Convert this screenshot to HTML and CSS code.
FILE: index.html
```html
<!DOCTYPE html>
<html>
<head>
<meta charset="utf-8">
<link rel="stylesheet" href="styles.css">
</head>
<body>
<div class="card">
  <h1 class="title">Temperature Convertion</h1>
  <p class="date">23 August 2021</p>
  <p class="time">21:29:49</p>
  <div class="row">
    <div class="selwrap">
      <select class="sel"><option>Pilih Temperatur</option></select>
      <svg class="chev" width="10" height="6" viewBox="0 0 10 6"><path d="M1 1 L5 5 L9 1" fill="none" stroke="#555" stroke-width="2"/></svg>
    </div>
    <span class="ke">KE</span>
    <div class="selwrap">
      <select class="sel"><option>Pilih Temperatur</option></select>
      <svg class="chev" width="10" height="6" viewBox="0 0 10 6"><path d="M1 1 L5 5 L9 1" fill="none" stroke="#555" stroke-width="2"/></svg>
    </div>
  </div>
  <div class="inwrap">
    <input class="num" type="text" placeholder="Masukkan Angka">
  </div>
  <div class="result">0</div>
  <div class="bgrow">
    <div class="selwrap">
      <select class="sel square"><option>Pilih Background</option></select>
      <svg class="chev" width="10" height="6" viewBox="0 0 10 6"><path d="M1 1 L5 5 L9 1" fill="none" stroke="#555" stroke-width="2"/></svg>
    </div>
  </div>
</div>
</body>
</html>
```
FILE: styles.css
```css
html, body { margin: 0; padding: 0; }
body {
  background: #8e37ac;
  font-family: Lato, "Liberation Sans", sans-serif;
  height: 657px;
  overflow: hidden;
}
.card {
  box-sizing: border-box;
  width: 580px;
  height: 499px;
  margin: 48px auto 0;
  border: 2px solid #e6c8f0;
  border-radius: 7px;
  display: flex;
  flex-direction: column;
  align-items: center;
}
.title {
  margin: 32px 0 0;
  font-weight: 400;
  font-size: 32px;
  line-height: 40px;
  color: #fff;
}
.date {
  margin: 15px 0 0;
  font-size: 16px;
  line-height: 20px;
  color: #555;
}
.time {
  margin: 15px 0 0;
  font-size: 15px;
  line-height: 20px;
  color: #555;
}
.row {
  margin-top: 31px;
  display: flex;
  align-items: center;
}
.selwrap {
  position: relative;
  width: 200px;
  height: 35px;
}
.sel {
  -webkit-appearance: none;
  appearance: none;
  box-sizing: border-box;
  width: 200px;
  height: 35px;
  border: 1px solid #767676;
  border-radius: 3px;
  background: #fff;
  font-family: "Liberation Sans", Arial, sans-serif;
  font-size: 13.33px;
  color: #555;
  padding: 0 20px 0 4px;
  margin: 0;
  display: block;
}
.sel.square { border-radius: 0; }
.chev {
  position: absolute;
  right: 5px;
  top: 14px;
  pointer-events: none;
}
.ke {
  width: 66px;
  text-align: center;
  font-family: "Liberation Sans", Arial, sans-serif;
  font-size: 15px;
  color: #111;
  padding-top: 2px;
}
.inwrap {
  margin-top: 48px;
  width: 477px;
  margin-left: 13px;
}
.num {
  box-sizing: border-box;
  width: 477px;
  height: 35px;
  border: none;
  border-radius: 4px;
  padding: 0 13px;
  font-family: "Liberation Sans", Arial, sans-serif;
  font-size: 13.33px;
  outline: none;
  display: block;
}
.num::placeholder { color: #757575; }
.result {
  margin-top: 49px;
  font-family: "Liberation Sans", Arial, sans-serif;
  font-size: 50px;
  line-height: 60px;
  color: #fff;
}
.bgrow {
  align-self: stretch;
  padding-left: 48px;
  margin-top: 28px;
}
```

========

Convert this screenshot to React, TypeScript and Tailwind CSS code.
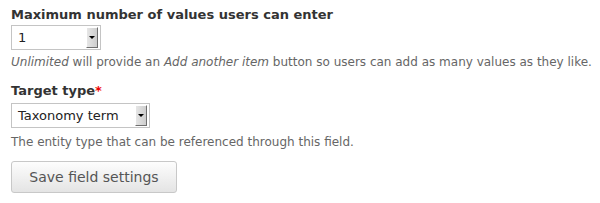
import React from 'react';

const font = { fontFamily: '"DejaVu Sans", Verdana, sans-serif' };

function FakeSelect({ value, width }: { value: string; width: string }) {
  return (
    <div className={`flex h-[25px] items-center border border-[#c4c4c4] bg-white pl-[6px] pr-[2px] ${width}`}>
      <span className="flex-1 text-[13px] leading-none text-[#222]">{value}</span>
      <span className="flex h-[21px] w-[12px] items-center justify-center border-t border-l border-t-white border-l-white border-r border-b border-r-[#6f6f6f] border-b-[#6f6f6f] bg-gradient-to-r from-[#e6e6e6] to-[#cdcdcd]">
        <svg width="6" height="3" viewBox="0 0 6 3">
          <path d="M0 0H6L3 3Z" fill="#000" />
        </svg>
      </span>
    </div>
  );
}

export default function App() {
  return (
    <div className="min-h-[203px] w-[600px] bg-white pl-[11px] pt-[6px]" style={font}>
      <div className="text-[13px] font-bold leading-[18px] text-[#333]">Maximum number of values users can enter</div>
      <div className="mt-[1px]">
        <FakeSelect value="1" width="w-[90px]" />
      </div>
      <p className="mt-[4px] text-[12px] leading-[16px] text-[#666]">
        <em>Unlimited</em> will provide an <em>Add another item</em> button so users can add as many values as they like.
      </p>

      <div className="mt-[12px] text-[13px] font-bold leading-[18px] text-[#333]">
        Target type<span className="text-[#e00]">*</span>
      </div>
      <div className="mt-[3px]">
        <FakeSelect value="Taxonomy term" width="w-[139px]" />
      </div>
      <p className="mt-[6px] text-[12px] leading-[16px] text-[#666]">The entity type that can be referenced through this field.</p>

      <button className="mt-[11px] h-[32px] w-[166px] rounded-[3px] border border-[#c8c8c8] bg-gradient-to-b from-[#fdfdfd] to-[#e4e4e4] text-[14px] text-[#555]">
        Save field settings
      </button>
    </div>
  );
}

========

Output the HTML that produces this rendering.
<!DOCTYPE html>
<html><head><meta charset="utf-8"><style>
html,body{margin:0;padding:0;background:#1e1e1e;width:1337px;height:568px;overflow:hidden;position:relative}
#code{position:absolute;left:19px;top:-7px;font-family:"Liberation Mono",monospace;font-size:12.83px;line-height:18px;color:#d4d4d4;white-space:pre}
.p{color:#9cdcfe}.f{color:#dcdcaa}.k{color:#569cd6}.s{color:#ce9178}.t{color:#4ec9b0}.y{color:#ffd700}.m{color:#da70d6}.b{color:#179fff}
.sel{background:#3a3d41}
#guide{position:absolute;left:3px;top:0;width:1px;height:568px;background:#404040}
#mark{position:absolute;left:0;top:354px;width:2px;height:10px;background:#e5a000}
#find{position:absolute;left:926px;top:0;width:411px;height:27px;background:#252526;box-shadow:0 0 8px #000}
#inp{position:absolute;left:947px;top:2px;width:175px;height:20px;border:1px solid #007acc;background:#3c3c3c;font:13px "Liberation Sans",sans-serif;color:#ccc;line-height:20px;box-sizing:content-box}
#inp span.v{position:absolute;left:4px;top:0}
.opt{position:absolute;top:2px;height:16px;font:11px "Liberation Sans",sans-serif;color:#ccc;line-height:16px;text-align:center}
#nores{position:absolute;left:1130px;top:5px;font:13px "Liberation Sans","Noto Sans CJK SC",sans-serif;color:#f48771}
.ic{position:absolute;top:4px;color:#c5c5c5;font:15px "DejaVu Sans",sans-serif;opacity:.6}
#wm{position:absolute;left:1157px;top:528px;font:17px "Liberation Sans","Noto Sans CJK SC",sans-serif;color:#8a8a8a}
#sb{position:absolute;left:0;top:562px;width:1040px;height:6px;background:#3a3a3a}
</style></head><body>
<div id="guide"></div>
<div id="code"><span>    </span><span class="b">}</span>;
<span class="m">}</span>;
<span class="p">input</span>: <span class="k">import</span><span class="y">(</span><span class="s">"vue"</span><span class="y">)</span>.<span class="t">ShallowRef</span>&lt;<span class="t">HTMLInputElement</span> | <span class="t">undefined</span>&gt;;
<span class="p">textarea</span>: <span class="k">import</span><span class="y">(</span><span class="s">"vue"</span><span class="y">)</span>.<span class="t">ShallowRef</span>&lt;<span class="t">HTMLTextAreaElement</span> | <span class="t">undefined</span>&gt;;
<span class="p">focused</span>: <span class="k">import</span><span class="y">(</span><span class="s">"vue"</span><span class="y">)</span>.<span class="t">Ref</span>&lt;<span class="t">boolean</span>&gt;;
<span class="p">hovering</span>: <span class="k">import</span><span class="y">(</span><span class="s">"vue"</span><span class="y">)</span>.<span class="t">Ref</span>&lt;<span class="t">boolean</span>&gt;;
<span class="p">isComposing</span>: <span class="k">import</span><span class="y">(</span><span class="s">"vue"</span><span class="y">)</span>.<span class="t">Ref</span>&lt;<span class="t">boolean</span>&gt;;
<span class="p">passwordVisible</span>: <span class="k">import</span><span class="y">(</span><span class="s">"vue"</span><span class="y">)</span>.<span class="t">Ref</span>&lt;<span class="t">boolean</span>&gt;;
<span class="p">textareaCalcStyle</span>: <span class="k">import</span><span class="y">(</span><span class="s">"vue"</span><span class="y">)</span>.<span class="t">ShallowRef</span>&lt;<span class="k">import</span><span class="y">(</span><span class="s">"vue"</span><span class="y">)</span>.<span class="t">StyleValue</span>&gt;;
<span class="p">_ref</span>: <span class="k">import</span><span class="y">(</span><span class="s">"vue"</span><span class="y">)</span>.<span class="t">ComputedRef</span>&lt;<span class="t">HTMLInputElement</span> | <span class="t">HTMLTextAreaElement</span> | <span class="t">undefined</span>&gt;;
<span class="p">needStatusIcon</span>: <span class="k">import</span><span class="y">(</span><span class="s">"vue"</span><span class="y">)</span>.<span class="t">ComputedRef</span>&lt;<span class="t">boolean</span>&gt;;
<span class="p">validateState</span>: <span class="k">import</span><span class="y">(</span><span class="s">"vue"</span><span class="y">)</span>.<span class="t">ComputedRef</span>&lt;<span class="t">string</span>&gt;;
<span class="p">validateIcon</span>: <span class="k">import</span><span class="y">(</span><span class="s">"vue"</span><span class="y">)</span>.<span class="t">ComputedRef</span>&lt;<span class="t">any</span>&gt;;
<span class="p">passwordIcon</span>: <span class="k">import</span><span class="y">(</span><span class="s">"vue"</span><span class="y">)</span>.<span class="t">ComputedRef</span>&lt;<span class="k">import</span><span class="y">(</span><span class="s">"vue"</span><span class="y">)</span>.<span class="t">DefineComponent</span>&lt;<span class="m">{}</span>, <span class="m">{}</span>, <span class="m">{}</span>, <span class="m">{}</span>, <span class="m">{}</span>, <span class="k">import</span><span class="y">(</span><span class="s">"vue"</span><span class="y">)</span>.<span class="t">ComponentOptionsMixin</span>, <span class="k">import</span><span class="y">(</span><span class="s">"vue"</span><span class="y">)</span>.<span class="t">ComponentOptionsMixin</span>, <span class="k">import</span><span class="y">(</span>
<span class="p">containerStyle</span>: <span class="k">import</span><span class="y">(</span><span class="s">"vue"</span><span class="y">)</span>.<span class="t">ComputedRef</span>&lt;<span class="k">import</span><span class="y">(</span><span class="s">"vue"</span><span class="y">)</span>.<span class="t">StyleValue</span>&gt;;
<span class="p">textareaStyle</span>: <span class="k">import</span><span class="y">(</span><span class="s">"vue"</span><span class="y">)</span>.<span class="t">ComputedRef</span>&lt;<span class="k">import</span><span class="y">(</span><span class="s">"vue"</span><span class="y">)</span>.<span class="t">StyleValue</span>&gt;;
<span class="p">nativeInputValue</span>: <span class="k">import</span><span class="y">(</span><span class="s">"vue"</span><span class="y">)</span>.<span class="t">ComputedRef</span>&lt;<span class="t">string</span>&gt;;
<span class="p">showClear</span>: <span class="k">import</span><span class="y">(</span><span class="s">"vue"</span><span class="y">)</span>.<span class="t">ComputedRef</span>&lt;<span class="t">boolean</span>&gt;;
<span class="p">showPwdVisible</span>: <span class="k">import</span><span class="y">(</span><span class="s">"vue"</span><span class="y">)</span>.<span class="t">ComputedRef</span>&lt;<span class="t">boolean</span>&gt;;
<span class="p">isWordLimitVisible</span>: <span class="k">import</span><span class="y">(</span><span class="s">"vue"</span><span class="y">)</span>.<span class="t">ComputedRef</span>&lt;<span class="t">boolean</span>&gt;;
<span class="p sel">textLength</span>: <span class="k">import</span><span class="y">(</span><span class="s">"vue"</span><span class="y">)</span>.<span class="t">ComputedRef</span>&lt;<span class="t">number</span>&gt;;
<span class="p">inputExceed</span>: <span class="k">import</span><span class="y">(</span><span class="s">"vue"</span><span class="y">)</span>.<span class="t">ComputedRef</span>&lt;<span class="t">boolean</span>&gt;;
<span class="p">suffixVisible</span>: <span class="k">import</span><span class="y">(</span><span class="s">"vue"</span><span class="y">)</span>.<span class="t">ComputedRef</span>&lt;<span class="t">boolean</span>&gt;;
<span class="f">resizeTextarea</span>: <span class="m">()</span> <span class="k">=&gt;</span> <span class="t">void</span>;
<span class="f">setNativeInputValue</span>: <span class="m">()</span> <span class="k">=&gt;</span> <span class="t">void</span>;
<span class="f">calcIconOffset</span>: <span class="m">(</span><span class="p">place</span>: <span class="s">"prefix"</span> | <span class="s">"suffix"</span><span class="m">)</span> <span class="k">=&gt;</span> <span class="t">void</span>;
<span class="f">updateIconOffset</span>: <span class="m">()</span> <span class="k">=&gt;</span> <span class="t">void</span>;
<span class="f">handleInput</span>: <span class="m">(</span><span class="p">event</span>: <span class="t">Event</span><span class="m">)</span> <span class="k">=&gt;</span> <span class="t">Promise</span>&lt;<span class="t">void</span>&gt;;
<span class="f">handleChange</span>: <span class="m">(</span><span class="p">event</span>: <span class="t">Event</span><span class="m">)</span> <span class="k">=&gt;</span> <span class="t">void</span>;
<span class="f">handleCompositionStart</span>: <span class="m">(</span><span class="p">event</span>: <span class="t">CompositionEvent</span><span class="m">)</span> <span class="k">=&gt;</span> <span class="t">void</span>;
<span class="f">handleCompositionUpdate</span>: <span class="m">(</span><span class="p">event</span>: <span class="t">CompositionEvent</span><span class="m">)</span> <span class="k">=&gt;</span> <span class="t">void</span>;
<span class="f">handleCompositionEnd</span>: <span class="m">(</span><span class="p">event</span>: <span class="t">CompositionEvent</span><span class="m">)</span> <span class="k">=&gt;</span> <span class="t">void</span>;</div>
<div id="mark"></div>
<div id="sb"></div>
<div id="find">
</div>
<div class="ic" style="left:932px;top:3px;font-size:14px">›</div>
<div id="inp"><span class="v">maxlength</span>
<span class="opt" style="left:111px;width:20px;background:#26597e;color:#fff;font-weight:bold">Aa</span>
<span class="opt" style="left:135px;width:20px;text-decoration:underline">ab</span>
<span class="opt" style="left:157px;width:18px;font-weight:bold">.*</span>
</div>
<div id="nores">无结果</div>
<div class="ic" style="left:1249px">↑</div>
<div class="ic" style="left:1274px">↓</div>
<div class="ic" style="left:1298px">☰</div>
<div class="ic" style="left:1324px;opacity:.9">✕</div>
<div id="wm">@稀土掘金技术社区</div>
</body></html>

========

> _DIRECTIONS FOR THIS TASK_
Give only the number of lines in the data that include the string "screenshot".

> _SOLUTION TO THIS TASK_
2